Classical architecture meets the Coachella festival

 Etherea: the silent giants of Edoardo Tresoldi  Classical architecture meets the Coachella festival
Photographer
Roberto Conte

If you have not been among the lucky audience of Coachella Festival 2018, this year you have not only missed the amazing performances of Beyoncé or The Weeknd, but also Etherea, the most impressive opera ever made by Edoardo Tresoldi.

Animated by continuous artistic research, focused on the experiential perception of space and on the relationship with the elements of the landscape, Italian has created three different temples with a neoclassical and baroque style. All the same in their structure, all in wire mesh, the raw material preferred by the artist, but each different from the other in size, respectively 10, 16 and 21 meters.

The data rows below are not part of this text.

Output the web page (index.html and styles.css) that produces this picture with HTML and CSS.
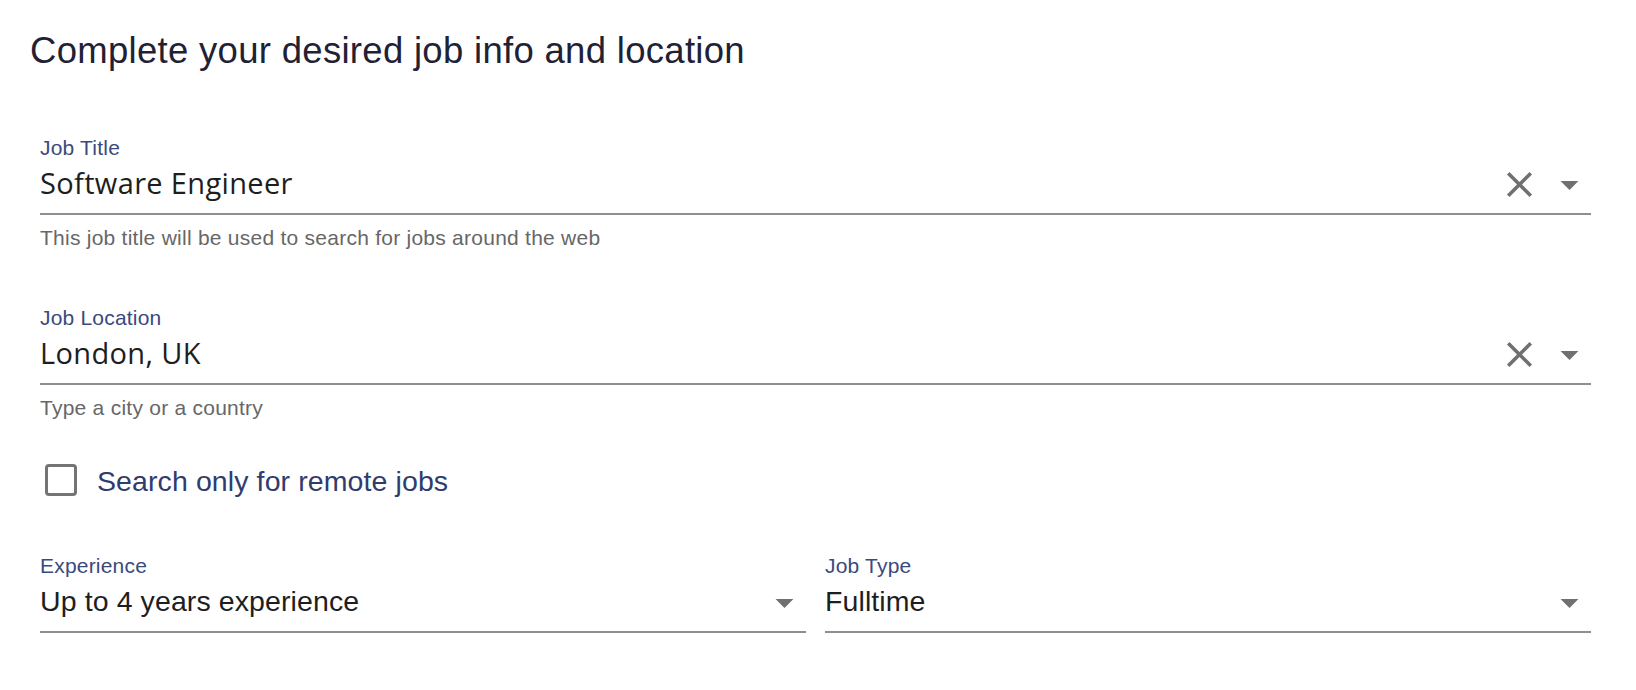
FILE: index.html
```html
<!DOCTYPE html>
<html lang="en">
<head>
<meta charset="utf-8">
<title>Job info</title>
<link rel="stylesheet" href="styles.css">
</head>
<body>
<div class="page">
  <h1 class="title">Complete your desired job info and location</h1>
  <form class="form">
    <div class="field">
      <label class="field-label">Job Title</label>
      <div class="input-row">
        <span class="value value-geo">Software Engineer</span>
        <span class="icons">
          <svg class="icon" viewBox="0 0 24 24"><path d="M19 6.41 17.59 5 12 10.59 6.41 5 5 6.41 10.59 12 5 17.59 6.41 19 12 13.41 17.59 19 19 17.59 13.41 12z"/></svg>
          <svg class="icon" viewBox="0 0 24 24"><path d="M7 10l5 5 5-5z"/></svg>
        </span>
      </div>
      <p class="helper">This job title will be used to search for jobs around the web</p>
    </div>

    <div class="field field-next">
      <label class="field-label">Job Location</label>
      <div class="input-row">
        <span class="value value-geo">London, UK</span>
        <span class="icons">
          <svg class="icon" viewBox="0 0 24 24"><path d="M19 6.41 17.59 5 12 10.59 6.41 5 5 6.41 10.59 12 5 17.59 6.41 19 12 13.41 17.59 19 19 17.59 13.41 12z"/></svg>
          <svg class="icon" viewBox="0 0 24 24"><path d="M7 10l5 5 5-5z"/></svg>
        </span>
      </div>
      <p class="helper">Type a city or a country</p>
    </div>

    <label class="check-row">
      <span class="checkbox"></span>
      <span class="check-label">Search only for remote jobs</span>
    </label>

    <div class="two-col">
      <div class="field">
        <label class="field-label">Experience</label>
        <div class="input-row">
          <span class="value">Up to 4 years experience</span>
          <span class="icons">
            <svg class="icon" viewBox="0 0 24 24"><path d="M7 10l5 5 5-5z"/></svg>
          </span>
        </div>
      </div>
      <div class="field">
        <label class="field-label">Job Type</label>
        <div class="input-row">
          <span class="value">Fulltime</span>
          <span class="icons">
            <svg class="icon" viewBox="0 0 24 24"><path d="M7 10l5 5 5-5z"/></svg>
          </span>
        </div>
      </div>
    </div>
  </form>
</div>
</body>
</html>
```

FILE: styles.css
```css
* {
  box-sizing: border-box;
}

html, body {
  margin: 0;
  padding: 0;
  background: #ffffff;
}

body {
  font-family: "Liberation Sans", Arial, sans-serif;
  color: #222222;
}

.page {
  padding: 30.5px 35px 0 30px;
}

.title {
  margin: 0;
  font-size: 36.5px;
  line-height: 40px;
  letter-spacing: 0.3px;
  font-weight: 400;
  color: #1f2235;
}

.form {
  padding: 65px 10px 0 10px;
  display: flex;
  flex-direction: column;
}

.field {
  display: flex;
  flex-direction: column;
}

.field-next {
  margin-top: 55.5px;
}

.field-label {
  font-size: 21px;
  line-height: 24px;
  letter-spacing: 0.2px;
  color: #3b4a7c;
}

.input-row {
  display: flex;
  align-items: center;
  height: 55.5px;
  border-bottom: 2px solid #8e8e8e;
}

.value {
  flex: 1;
  font-size: 28.5px;
  line-height: 34px;
  letter-spacing: 0.1px;
  margin-bottom: 7.5px;
  color: #1e1e1e;
  white-space: nowrap;
}

.value-geo {
  font-family: "Open Sans", Lato, sans-serif;
  font-size: 29px;
  letter-spacing: 0.35px;
}

.icons {
  display: flex;
  align-items: center;
  gap: 7.5px;
  margin-bottom: 3px;
}

.icon {
  width: 43px;
  height: 43px;
  fill: #707070;
  display: block;
}

.helper {
  margin: 11px 0 0 0;
  font-size: 21px;
  line-height: 24px;
  letter-spacing: 0.25px;
  color: #676767;
}

.check-row {
  display: flex;
  align-items: center;
  margin-top: 44px;
  margin-left: 4.5px;
  gap: 20.5px;
}

.checkbox {
  width: 32px;
  height: 32px;
  border: 3px solid #747474;
  border-radius: 4px;
  flex: none;
}

.check-label {
  font-size: 28.5px;
  line-height: 30px;
  letter-spacing: 0.1px;
  padding-top: 2px;
  color: #2f3c6d;
}

.two-col {
  display: grid;
  grid-template-columns: 1fr 1fr;
  column-gap: 19px;
  margin-top: 57.5px;
}
```
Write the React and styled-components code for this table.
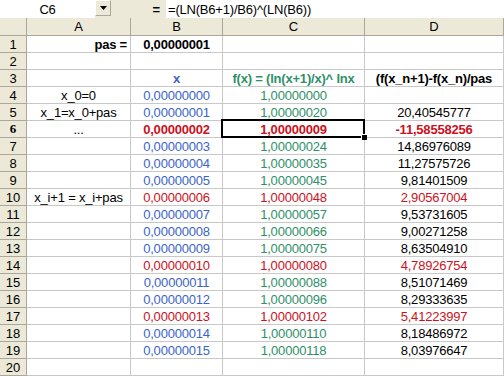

Together, the large sculptures form a perceptive growing path, without walls or ceilings, but only contours that, thanks to their transparency and optical effects, seem to reduce or amplify the distance between man and sky.

Here is how he describes his work:

“The installation plays ironically on the dualism between the pure and the filtered experiences that intertwine with one another, to eventually leave the man at the center of it all. With the passage from a macro-reality to a restricted one, the human body becomes a key to read, discover, measure and experience reality, just like architecture itself. An analogy between man, architecture and their surroundings is ultimately established”.

Tresoldi found a way to shape the sky, confirming himself as "the artist of absent material", capable of creating "empty architectures that breathe through the clouds and the wind".